__Exercise aim__: Omit the pictures and output every entry below exactly as written.

-- Entries supplied start --

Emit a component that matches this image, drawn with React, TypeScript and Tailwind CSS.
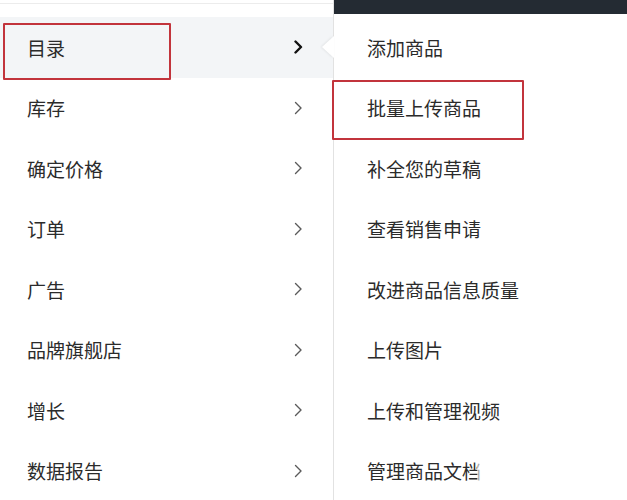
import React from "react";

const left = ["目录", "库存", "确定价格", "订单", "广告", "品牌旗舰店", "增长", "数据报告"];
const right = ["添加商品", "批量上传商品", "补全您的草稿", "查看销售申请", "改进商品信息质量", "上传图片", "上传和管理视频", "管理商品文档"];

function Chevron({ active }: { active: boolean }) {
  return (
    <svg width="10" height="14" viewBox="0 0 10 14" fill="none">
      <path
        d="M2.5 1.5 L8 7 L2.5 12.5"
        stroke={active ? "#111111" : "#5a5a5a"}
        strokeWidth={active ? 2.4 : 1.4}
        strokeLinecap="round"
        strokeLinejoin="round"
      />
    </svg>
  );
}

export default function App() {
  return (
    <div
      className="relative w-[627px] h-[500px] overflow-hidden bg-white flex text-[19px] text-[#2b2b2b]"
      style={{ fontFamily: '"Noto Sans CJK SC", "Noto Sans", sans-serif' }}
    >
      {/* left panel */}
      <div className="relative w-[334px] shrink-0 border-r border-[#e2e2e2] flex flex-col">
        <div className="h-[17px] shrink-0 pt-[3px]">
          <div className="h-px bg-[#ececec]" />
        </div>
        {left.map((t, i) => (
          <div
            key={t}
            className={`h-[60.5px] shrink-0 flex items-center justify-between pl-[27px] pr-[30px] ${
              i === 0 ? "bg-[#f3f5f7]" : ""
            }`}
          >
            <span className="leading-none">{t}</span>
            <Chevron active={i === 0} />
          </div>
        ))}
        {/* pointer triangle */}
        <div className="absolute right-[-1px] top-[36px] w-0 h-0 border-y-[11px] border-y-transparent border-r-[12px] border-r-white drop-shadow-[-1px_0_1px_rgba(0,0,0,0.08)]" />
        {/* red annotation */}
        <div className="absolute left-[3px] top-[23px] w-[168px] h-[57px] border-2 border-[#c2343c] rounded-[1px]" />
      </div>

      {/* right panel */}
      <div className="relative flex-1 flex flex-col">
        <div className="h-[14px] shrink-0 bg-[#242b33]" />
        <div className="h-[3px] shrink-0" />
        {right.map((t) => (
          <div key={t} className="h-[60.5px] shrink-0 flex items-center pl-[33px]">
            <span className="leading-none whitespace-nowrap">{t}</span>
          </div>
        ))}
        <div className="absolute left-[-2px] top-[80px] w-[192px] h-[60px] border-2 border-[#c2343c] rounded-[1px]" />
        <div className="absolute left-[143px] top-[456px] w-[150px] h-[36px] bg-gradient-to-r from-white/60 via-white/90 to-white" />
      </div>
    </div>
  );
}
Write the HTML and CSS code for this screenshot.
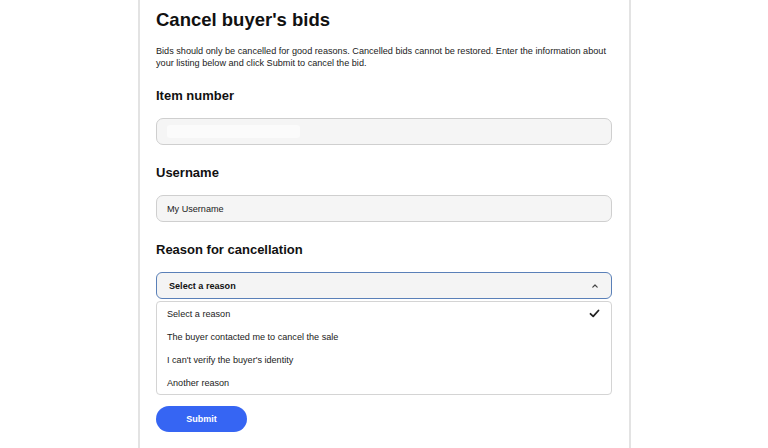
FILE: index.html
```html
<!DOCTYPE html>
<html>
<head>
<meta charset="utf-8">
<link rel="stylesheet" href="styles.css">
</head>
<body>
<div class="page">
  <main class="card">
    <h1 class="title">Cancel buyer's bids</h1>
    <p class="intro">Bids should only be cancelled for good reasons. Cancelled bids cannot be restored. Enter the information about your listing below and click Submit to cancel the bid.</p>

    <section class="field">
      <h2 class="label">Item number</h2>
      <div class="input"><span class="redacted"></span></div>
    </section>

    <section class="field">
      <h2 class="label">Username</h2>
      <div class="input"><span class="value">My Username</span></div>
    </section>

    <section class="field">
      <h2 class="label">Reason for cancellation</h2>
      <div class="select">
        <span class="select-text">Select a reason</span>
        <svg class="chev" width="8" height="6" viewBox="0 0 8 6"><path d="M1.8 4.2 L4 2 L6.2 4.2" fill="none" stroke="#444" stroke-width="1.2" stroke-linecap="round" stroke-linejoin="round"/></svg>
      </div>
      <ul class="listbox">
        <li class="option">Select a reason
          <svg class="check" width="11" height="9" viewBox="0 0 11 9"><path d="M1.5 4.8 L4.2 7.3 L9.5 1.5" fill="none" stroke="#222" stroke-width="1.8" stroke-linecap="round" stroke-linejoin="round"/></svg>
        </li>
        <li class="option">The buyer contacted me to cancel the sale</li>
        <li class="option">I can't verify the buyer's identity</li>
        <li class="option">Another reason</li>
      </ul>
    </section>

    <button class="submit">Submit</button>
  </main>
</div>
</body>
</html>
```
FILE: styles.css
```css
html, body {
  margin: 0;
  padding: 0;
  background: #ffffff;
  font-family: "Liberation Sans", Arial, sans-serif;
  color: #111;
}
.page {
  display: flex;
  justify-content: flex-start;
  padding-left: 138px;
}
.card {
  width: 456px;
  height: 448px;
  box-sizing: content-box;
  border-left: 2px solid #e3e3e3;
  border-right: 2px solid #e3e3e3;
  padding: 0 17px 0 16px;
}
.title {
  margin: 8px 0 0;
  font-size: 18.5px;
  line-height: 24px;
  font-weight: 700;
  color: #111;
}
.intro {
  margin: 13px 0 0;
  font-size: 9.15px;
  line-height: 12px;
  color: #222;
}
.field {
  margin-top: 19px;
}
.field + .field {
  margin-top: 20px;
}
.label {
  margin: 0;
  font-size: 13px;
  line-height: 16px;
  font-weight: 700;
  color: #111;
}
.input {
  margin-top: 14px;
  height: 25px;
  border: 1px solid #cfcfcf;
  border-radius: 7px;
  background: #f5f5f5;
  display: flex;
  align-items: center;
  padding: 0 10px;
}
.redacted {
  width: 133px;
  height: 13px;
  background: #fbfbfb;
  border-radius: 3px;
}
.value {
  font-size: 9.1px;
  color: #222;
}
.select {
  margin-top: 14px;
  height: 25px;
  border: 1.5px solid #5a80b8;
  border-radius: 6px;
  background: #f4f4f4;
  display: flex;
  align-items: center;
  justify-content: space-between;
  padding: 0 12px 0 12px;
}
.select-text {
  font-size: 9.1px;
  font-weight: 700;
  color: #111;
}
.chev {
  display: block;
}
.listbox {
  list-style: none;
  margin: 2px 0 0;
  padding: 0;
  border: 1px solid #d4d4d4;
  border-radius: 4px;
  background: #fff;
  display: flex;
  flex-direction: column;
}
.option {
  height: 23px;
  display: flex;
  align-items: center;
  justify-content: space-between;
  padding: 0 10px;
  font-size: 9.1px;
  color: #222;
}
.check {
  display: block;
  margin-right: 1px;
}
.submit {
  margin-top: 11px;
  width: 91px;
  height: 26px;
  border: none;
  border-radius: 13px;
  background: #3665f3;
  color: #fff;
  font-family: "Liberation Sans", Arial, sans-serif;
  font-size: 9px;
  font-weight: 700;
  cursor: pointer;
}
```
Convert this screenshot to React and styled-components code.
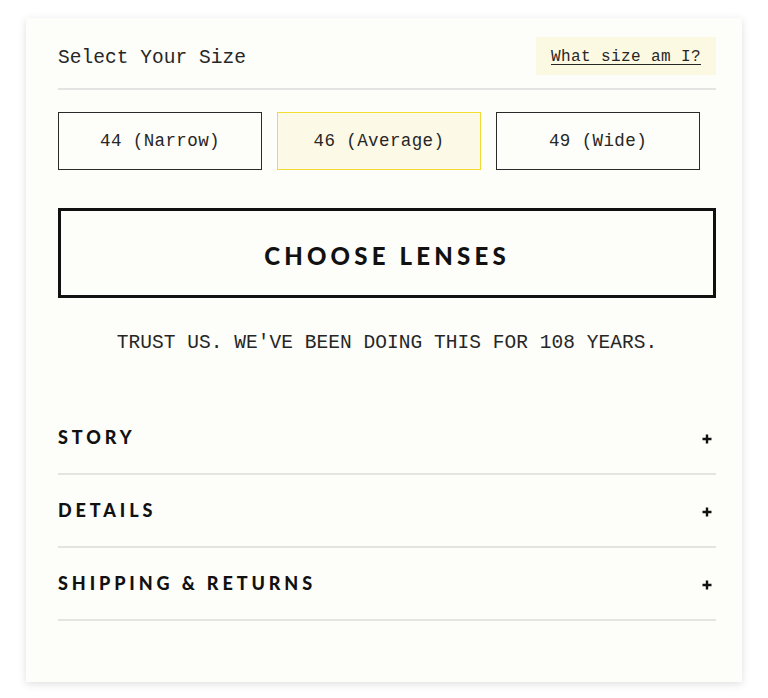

-- Entries supplied end --

__Final result__:
Emit a component that matches this image, drawn with React, TypeScript and Tailwind CSS.
import React from "react";

const left = ["目录", "库存", "确定价格", "订单", "广告", "品牌旗舰店", "增长", "数据报告"];
const right = ["添加商品", "批量上传商品", "补全您的草稿", "查看销售申请", "改进商品信息质量", "上传图片", "上传和管理视频", "管理商品文档"];

function Chevron({ active }: { active: boolean }) {
  return (
    <svg width="10" height="14" viewBox="0 0 10 14" fill="none">
      <path
        d="M2.5 1.5 L8 7 L2.5 12.5"
        stroke={active ? "#111111" : "#5a5a5a"}
        strokeWidth={active ? 2.4 : 1.4}
        strokeLinecap="round"
        strokeLinejoin="round"
      />
    </svg>
  );
}

export default function App() {
  return (
    <div
      className="relative w-[627px] h-[500px] overflow-hidden bg-white flex text-[19px] text-[#2b2b2b]"
      style={{ fontFamily: '"Noto Sans CJK SC", "Noto Sans", sans-serif' }}
    >
      {/* left panel */}
      <div className="relative w-[334px] shrink-0 border-r border-[#e2e2e2] flex flex-col">
        <div className="h-[17px] shrink-0 pt-[3px]">
          <div className="h-px bg-[#ececec]" />
        </div>
        {left.map((t, i) => (
          <div
            key={t}
            className={`h-[60.5px] shrink-0 flex items-center justify-between pl-[27px] pr-[30px] ${
              i === 0 ? "bg-[#f3f5f7]" : ""
            }`}
          >
            <span className="leading-none">{t}</span>
            <Chevron active={i === 0} />
          </div>
        ))}
        {/* pointer triangle */}
        <div className="absolute right-[-1px] top-[36px] w-0 h-0 border-y-[11px] border-y-transparent border-r-[12px] border-r-white drop-shadow-[-1px_0_1px_rgba(0,0,0,0.08)]" />
        {/* red annotation */}
        <div className="absolute left-[3px] top-[23px] w-[168px] h-[57px] border-2 border-[#c2343c] rounded-[1px]" />
      </div>

      {/* right panel */}
      <div className="relative flex-1 flex flex-col">
        <div className="h-[14px] shrink-0 bg-[#242b33]" />
        <div className="h-[3px] shrink-0" />
        {right.map((t) => (
          <div key={t} className="h-[60.5px] shrink-0 flex items-center pl-[33px]">
            <span className="leading-none whitespace-nowrap">{t}</span>
          </div>
        ))}
        <div className="absolute left-[-2px] top-[80px] w-[192px] h-[60px] border-2 border-[#c2343c] rounded-[1px]" />
        <div className="absolute left-[143px] top-[456px] w-[150px] h-[36px] bg-gradient-to-r from-white/60 via-white/90 to-white" />
      </div>
    </div>
  );
}
Write the HTML and CSS code for this screenshot.
FILE: index.html
```html
<!DOCTYPE html>
<html>
<head>
<meta charset="utf-8">
<link rel="stylesheet" href="styles.css">
</head>
<body>
<div class="page">
  <main class="card">
    <h1 class="title">Cancel buyer's bids</h1>
    <p class="intro">Bids should only be cancelled for good reasons. Cancelled bids cannot be restored. Enter the information about your listing below and click Submit to cancel the bid.</p>

    <section class="field">
      <h2 class="label">Item number</h2>
      <div class="input"><span class="redacted"></span></div>
    </section>

    <section class="field">
      <h2 class="label">Username</h2>
      <div class="input"><span class="value">My Username</span></div>
    </section>

    <section class="field">
      <h2 class="label">Reason for cancellation</h2>
      <div class="select">
        <span class="select-text">Select a reason</span>
        <svg class="chev" width="8" height="6" viewBox="0 0 8 6"><path d="M1.8 4.2 L4 2 L6.2 4.2" fill="none" stroke="#444" stroke-width="1.2" stroke-linecap="round" stroke-linejoin="round"/></svg>
      </div>
      <ul class="listbox">
        <li class="option">Select a reason
          <svg class="check" width="11" height="9" viewBox="0 0 11 9"><path d="M1.5 4.8 L4.2 7.3 L9.5 1.5" fill="none" stroke="#222" stroke-width="1.8" stroke-linecap="round" stroke-linejoin="round"/></svg>
        </li>
        <li class="option">The buyer contacted me to cancel the sale</li>
        <li class="option">I can't verify the buyer's identity</li>
        <li class="option">Another reason</li>
      </ul>
    </section>

    <button class="submit">Submit</button>
  </main>
</div>
</body>
</html>
```
FILE: styles.css
```css
html, body {
  margin: 0;
  padding: 0;
  background: #ffffff;
  font-family: "Liberation Sans", Arial, sans-serif;
  color: #111;
}
.page {
  display: flex;
  justify-content: flex-start;
  padding-left: 138px;
}
.card {
  width: 456px;
  height: 448px;
  box-sizing: content-box;
  border-left: 2px solid #e3e3e3;
  border-right: 2px solid #e3e3e3;
  padding: 0 17px 0 16px;
}
.title {
  margin: 8px 0 0;
  font-size: 18.5px;
  line-height: 24px;
  font-weight: 700;
  color: #111;
}
.intro {
  margin: 13px 0 0;
  font-size: 9.15px;
  line-height: 12px;
  color: #222;
}
.field {
  margin-top: 19px;
}
.field + .field {
  margin-top: 20px;
}
.label {
  margin: 0;
  font-size: 13px;
  line-height: 16px;
  font-weight: 700;
  color: #111;
}
.input {
  margin-top: 14px;
  height: 25px;
  border: 1px solid #cfcfcf;
  border-radius: 7px;
  background: #f5f5f5;
  display: flex;
  align-items: center;
  padding: 0 10px;
}
.redacted {
  width: 133px;
  height: 13px;
  background: #fbfbfb;
  border-radius: 3px;
}
.value {
  font-size: 9.1px;
  color: #222;
}
.select {
  margin-top: 14px;
  height: 25px;
  border: 1.5px solid #5a80b8;
  border-radius: 6px;
  background: #f4f4f4;
  display: flex;
  align-items: center;
  justify-content: space-between;
  padding: 0 12px 0 12px;
}
.select-text {
  font-size: 9.1px;
  font-weight: 700;
  color: #111;
}
.chev {
  display: block;
}
.listbox {
  list-style: none;
  margin: 2px 0 0;
  padding: 0;
  border: 1px solid #d4d4d4;
  border-radius: 4px;
  background: #fff;
  display: flex;
  flex-direction: column;
}
.option {
  height: 23px;
  display: flex;
  align-items: center;
  justify-content: space-between;
  padding: 0 10px;
  font-size: 9.1px;
  color: #222;
}
.check {
  display: block;
  margin-right: 1px;
}
.submit {
  margin-top: 11px;
  width: 91px;
  height: 26px;
  border: none;
  border-radius: 13px;
  background: #3665f3;
  color: #fff;
  font-family: "Liberation Sans", Arial, sans-serif;
  font-size: 9px;
  font-weight: 700;
  cursor: pointer;
}
```
Convert this screenshot to React and styled-components code.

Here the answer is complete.